Parliament of Canada
- Long title An Act to amend the Criminal Code (offences relating to conveyances) and to make consequential amendments to other Acts ;
- Citation: S.C. 2018, c. 21
- Enacted by: Parliament of Canada
- Royal assent: June 21, 2018

Legislative history
- Bill title: C-46
- Introduced by: Jody Wilson-Raybould, Minister of Justice
- First reading: April 13, 2017
- Second reading: May 31, 2017
- Third reading: October 31, 2017
- Bill title: C-46
- First reading: November 1, 2017
- Second reading: December 14, 2017
- Third reading: June 14, 2018

= An Act to amend the Criminal Code (offences relating to conveyances) =

2018 Canadian law

An Act to amend the Criminal Code (offences relating to conveyances) and to make consequential amendments to other Acts (Loi modifiant le Code criminel (infractions relatives aux moyens de transport) et apportant des modifications corrélatives à d’autres lois), also known as Bill C-46, is an act of the Parliament of Canada that was introduced in the House of Commons by Minister of Justice Jody Wilson-Raybould in 2017, alongside the Cannabis Act. The act amended the Criminal Code to increase police powers related to impaired driving, including authorizing mandatory alcohol screening, without suspicion that the person is impaired. It also increased the maximum punishments for driving related offences in the Criminal Code.

==Provisions==

The act creates a criminal offence related to the concentration of a drug in a person's blood while driving, specific blood concentration levels that would be illegal would be prescribed in regulations by the Governor in Council. If a peace officer suspects that a person has operated a vehicle under the influence of a drug, they would be authorized to order that person to provide a sample of a "bodily substance". The act would further allow a peace officers to demand that a person provide a breath sample, in order to screen for alcohol impairment, without suspicion that the person is impaired.

The act also increases the punishments for driving-related offences. The maximum punishment for offences causing bodily harm would increase from 10 years to 14 years, and offences causing death would increase from 14 years to life in prison. Dangerous driving, failure to stop after an accident, and flight from a peace officer would also see increased maximum sentences—doubling from 5 years to 10 years in prison.

==Reception==
The provisions of the act related to alcohol screening have been the subject of debate in the legal community.
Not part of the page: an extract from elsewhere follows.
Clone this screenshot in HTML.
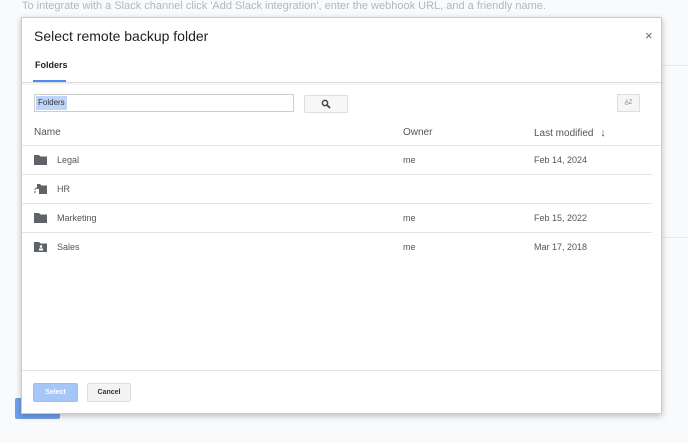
<!DOCTYPE html><html><head><style>
body{margin:0;width:688px;height:443px;background:#f9fafc;position:relative;overflow:hidden;font-family:"Liberation Sans",sans-serif;}
.a{position:absolute}
.t{font-size:10px;color:#555}
</style></head><body>
<div class="a" style="left:22px;top:0;font-size:11px;color:#b3b6bb">To integrate with a Slack channel click 'Add Slack integration', enter the webhook URL, and a friendly name.</div>
<div class="a" style="left:661px;top:65px;width:27px;height:1px;background:#e6e8eb"></div>
<div class="a" style="left:661px;top:237px;width:27px;height:1px;background:#e6e8eb"></div>
<div class="a" style="left:15px;top:398px;width:45px;height:21px;background:#6fa0ea;border-radius:2px"></div>
<div class="a" style="left:21px;top:17px;width:639px;height:395px;background:#fff;border:1px solid #ccc;box-shadow:0 2px 6px rgba(0,0,0,.25)">
 <div class="a" style="left:12px;top:10px;font-size:14px;color:#222">Select remote backup folder</div>
 <div class="a" style="left:623px;top:10px;font-size:13px;color:#666">×</div>
 <div class="a" style="left:13px;top:42px;font-size:9px;font-weight:bold;color:#222">Folders</div>
 <div class="a" style="left:11px;top:62px;width:33px;height:2px;background:#4a8ef0"></div>
 <div class="a" style="left:0;top:64px;width:639px;height:1px;background:#ddd;box-shadow:0 1px 2px rgba(0,0,0,.12)"></div>
 <div class="a" style="left:12px;top:76px;width:258px;height:16px;border:1px solid #ccc"><span class="a" style="left:1px;top:1px;height:14px;line-height:14px;padding:0 2px;background:#bcd5fa;font-size:8px;color:#333">Folders</span></div>
 <div class="a" style="left:282px;top:77px;width:42px;height:16px;border:1px solid #ddd;background:#f7f7f7;border-radius:2px"><svg class="a" style="left:16px;top:3px" width="10" height="10" viewBox="0 0 10 10"><circle cx="4" cy="4" r="2.6" fill="none" stroke="#444" stroke-width="1.5"/><path d="M6 6L9 9" stroke="#444" stroke-width="1.8"/></svg></div>
 <div class="a" style="left:595px;top:76px;width:21px;height:16px;border:1px solid #ddd;background:#f5f5f5;font-size:6px;color:#888;text-align:center;line-height:16px">A̲Z</div>
 <div class="a t" style="left:12px;top:109px">Name</div>
 <div class="a t" style="left:381px;top:109px">Owner</div>
 <div class="a t" style="left:512px;top:109px">Last modified <span style="font-size:11px;margin-left:4px">↓</span></div>
 <div class="a" style="left:0;top:127px;width:639px;height:1px;background:#e5e5e5"></div>
 <div class="a" style="left:0;top:156px;width:630px;height:1px;background:#e5e5e5"></div>
 <div class="a" style="left:0;top:185px;width:630px;height:1px;background:#e5e5e5"></div>
 <div class="a" style="left:0;top:214px;width:630px;height:1px;background:#e5e5e5"></div>
 <svg class="a" style="left:12px;top:136px" width="13" height="11"><path d="M0 1h5l1.5 1.5H13V11H0z" fill="#5f6368"/></svg>
 <div class="a t" style="left:35px;top:137px;font-size:9px">Legal</div><div class="a t" style="left:381px;top:137px;font-size:9px">me</div><div class="a t" style="left:512px;top:137px;font-size:9px">Feb 14, 2024</div>
 <svg class="a" style="left:12px;top:165px" width="13" height="11"><path d="M3 1h3l1.5 1.5H13V11H5V6H3z" fill="#5f6368"/><path d="M1 7a2 2 0 0 1 2-2M1 10v-2" stroke="#5f6368" fill="none"/></svg>
 <div class="a t" style="left:35px;top:166px;font-size:9px">HR</div>
 <svg class="a" style="left:12px;top:194px" width="13" height="11"><path d="M0 1h5l1.5 1.5H13V11H0z" fill="#5f6368"/></svg>
 <div class="a t" style="left:35px;top:195px;font-size:9px">Marketing</div><div class="a t" style="left:381px;top:195px;font-size:9px">me</div><div class="a t" style="left:512px;top:195px;font-size:9px">Feb 15, 2022</div>
 <svg class="a" style="left:12px;top:223px" width="13" height="11"><path d="M0 1h5l1.5 1.5H13V11H0z" fill="#5f6368"/><circle cx="7" cy="5.5" r="1.3" fill="#fff"/><rect x="5" y="7.5" width="4" height="2" fill="#fff"/></svg>
 <div class="a t" style="left:35px;top:224px;font-size:9px">Sales</div><div class="a t" style="left:381px;top:224px;font-size:9px">me</div><div class="a t" style="left:512px;top:224px;font-size:9px">Mar 17, 2018</div>
 <div class="a" style="left:0;top:352px;width:639px;height:1px;background:#e5e5e5"></div>
 <div class="a" style="left:11px;top:365px;width:43px;height:17px;background:#a7c6f8;border:1px solid #9bbdf3;border-radius:2px;color:#fff;font-size:7px;font-weight:bold;text-align:center;line-height:17px">Select</div>
 <div class="a" style="left:65px;top:365px;width:42px;height:17px;background:#f3f3f3;border:1px solid #ddd;border-radius:2px;color:#333;font-size:7px;font-weight:bold;text-align:center;line-height:17px">Cancel</div>
</div>
</body></html>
Rob De Luca of the Canadian Civil Liberties Association argued in the Toronto Star that the change would be "a fundamental and troubling change in our legal system [...] the presumption of innocence is replaced with a presumption of guilt", Kathryn Pentz of the Canadian Bar Association argued that it would violate section 8 of the Canadian Charter of Rights and Freedoms and "that it would not withstand constitutional challenge", Senator Serge Joyal argued that it would violate section 9 and 10(b) of the Canadian Charter of Rights and Freedoms. On the other side of the debate, it has been argued that the change is necessary, reasonable and constitutional. Among the supporters of the act are legal scholars Peter Hogg and Marc Gold. Canada's Privacy Commissioner stated that the act "strikes the appropriate balance from a privacy perspective" and that the government "has made a reasonable case for the necessity and proportionality" of mandatory screening. Among the general public, according to a poll by Nanos Research, 44 percent of respondents support mandatory alcohol screening, while 55 percent oppose it.
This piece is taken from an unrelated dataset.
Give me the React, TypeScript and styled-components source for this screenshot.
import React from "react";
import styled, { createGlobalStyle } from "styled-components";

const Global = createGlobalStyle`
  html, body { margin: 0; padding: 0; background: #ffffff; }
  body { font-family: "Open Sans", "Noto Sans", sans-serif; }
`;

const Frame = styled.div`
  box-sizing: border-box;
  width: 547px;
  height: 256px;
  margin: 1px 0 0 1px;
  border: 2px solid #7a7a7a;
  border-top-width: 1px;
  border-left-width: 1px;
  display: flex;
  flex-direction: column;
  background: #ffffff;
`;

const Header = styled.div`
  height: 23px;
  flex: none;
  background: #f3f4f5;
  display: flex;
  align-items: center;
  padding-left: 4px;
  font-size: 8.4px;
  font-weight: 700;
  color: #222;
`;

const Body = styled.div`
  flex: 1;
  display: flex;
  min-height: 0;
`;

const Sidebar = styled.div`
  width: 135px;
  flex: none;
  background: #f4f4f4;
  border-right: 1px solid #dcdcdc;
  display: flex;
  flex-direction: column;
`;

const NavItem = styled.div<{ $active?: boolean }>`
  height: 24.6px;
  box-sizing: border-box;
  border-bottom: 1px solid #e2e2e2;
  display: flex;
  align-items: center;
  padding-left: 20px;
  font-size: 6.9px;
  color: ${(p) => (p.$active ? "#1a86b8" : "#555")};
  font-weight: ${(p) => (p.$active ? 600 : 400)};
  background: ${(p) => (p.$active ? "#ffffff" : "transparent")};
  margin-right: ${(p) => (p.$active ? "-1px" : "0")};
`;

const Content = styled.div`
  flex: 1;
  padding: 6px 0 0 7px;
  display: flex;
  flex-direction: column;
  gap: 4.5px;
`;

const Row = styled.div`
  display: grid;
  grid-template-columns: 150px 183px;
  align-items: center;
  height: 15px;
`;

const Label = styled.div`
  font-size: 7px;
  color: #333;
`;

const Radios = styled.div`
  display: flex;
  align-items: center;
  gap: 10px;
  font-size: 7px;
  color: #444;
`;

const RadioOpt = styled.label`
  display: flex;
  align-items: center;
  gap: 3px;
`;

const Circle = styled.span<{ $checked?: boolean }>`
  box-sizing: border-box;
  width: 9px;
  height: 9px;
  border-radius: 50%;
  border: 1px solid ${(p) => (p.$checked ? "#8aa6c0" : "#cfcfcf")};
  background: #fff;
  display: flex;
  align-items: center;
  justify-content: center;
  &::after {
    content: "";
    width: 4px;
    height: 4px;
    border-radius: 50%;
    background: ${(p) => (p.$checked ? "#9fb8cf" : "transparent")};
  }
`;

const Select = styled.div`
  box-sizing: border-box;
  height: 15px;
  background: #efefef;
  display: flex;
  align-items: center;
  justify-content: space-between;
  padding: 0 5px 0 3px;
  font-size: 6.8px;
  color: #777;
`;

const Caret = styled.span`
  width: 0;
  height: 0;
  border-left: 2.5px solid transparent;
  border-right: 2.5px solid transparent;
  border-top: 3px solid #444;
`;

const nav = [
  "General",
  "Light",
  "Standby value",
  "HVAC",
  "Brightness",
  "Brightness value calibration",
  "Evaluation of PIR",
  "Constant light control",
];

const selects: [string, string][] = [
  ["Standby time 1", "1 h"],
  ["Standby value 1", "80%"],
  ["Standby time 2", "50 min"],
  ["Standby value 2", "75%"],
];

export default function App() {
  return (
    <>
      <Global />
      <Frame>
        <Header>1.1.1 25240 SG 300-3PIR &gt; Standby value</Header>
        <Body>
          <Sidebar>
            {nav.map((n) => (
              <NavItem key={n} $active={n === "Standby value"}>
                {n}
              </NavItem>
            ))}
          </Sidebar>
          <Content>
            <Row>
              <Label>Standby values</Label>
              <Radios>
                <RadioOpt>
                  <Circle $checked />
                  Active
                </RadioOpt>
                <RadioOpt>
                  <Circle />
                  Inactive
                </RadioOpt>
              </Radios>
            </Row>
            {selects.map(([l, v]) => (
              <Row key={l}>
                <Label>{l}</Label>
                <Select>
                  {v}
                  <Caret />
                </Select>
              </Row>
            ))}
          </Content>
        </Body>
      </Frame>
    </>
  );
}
Senators Murray Sinclair and Renée Dupuis raised concerns that the act would worsen racial profiling. Sinclair suggested the use of body cameras and record keeping by officers, in order to better monitor police behaviour. Jody Wilson-Raybould responded to concerns by stating that the act "does not change the responsibility that law enforcement has to ensure fair and equal application of the law." An official from the Department of Justice noted that the Minister of Justice would be required to prepare a report on the legislation's success three years after it is passed, and suggested that racial profiling could be reduced through police training.

Concerns have also been raised with regard to the effectiveness of drug screening methods, and possible negative effects the act could have on medical marijuana users. The concerns focus on the length of time THC stays in the body, possibly for days after use, which critics believe could lead to arrests of people who aren't impaired. Jody Wilson-Raybould argued that requiring police officers to have suspicion of impairment, before screening, would serve as "inherent protection to avoid charging drivers who were not actually impaired," and that the screening methods "are consistent with the approach taken in other jurisdictions." Critics have argued that the smell of marijuana in a vehicle could lead an officer to suspect impairment, regardless of whether it has been used by the driver, therefore leading to the requirement being ineffective.

Serge Joyal raised concerns that the act would create additional court challenges and complications, and would not reduce litigation and delays, in the frequently litigated fields of drug-impaired and drunk driving.